Believe me, I am a fan. This show has weaved itself in and out of my life since its days on the “Comedy Channel.” I wasn’t big on Strangers with Candy or Kids in the Hall. For me, Comedy Central in its first decade was all about South Park and Mystery Science Theater 3000. As a kid, the show struck me as not only incredibly silly and accessible, but also as something sophisticated. For me, it was my first real example of “adult humor.” Not adult in the South Park way, but in the sense that so many of the jokes went over my head. The jokes were either funny observations of something ridiculous on screen, or a reference that went way over my head as a child. Revisiting the show as an adult not only brings back the nostalgic memories of that delightful set, funny robots, and goofy mad scientists, but it also deepens my appreciation for the writers. The jokes are smart, varied, and cover a wide range of topics. It is also, obviously, steeped in 90s cultures, with many references likely slipping by younger fans that have discovered the show through YouTube. Age test: If you catch the reference to MCI when a character makes a phone call, you know what I’m talking about.
That being said, it seems that the obvious conclusion would be for me to donate daily to the fund raising campaign, started by MST3K creator Joel Hodgson, to bring back the show. My initial reaction was surprise. I thought it might happen, but I could not believe it was true. My second reaction was a resounding “NO.” I am not surprised that Joel wants to bring the show back, but what did surprise me was the overwhelming support this campaign seems to have drawn.
From what I have seen, I appear to be completely in the minority on this one. I do not want the show to come back. Before any animosity is flung my way like a small present from Professor Bobo, let me explain my reasoning.
Let’s start with the superficial reasons. At the time of this writing, a few new cast members have been announced. Not surprisingly, none of the original cast has signed on to return. Yes, Joel Hodgson is helming this return, but at this stage it appears that even he will not be seen on camera. Therefore we have new mads, a new victim on the Satellite of Love, and new voices for the bots. Of course I’ll be the first to admit, new characters and voices are not a problem for this show. The last few seasons looked nothing like the first few, and I strongly believe MST3K never jumped the shark. I love Joel episodes. I love Mike episodes. I love Dr. Forrester episodes. I love Pearl episodes. However, a new cast for the show after some fifteen years of being off the air seems too jarring and unnecessary.
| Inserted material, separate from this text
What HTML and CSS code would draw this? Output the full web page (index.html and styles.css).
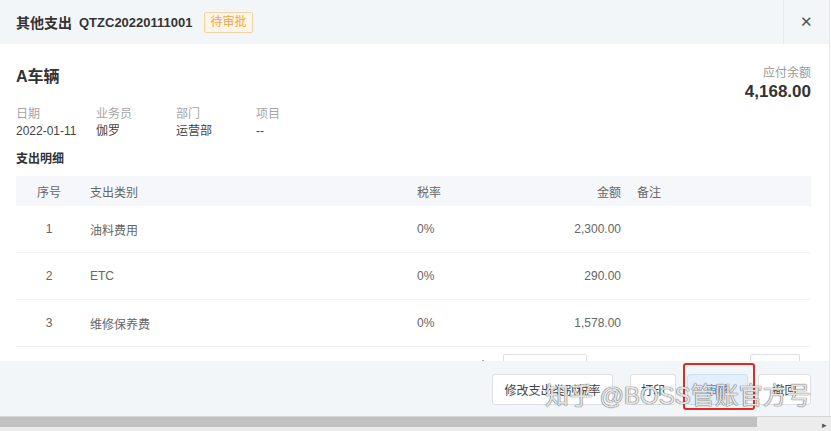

My second reason acts more of an indictment of pop culture and the community that loves this show. Why are film and TV enthusiasts so adamantly against and so vocally opposed to the barrage of reboots and remakes in film over the past several years so blindly willing to give this a pass? Despite the fact that it is marketed to us as a “return,” let’s call it what it is: a MST3K reboot. To me, this is another example of a relic that worked perfectly in its own Sitz im Leben, which is now being dragged into our often, but not always, modern-era of creativity-devoid entertainment.
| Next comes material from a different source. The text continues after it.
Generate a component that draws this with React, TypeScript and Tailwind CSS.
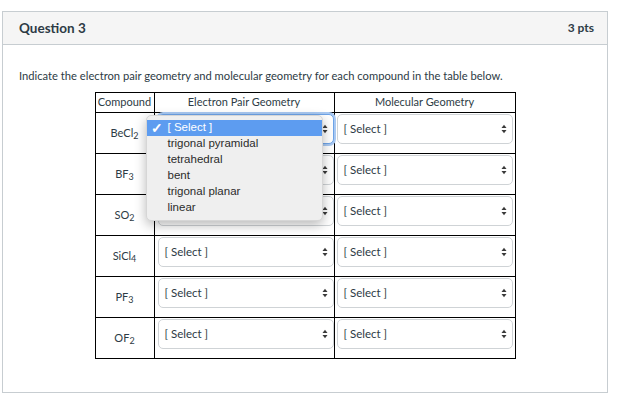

Tying into this point is my third and final argument. Why can we not allow great entertainment of the past to stay in the past? It’s not as if this gem of a show was cut short in its early days. MST3K enjoyed ten seasons of nearly 200 episodes on three networks, a feature length film, a complete cast change, the honor of being one of the most popular cult-T.V shows of all time, and ended its run with a proper final episode. Nothing in that list of accomplishments suggests that the show was cheated out of potential or cut short. Just because the show was bookended with a beginning and a definitive end does not diminish its impact or worth. Nostalgia has been wildly popular in the pop culture conscience for several years. One reason for that, I believe, is that those of us who love this kind of stuff are starved for truly great new material, thus we look back to the past. Of course, people of my generation are getting older and we, like previous generations, like to reminisce and swear adamantly that our stuff was better.
I may or may not watch the reboot of MST3K when it happens. Honestly, I have not decided. I suppose that if I was 100% committed to my principles, I would not. However, morbid curiosity may win the day. In the meantime, I will simply wish Joel the best of luck and continue to enjoy classic episodes of the show while I continue to find new forms of zany, creative, and joy-filled entertainment.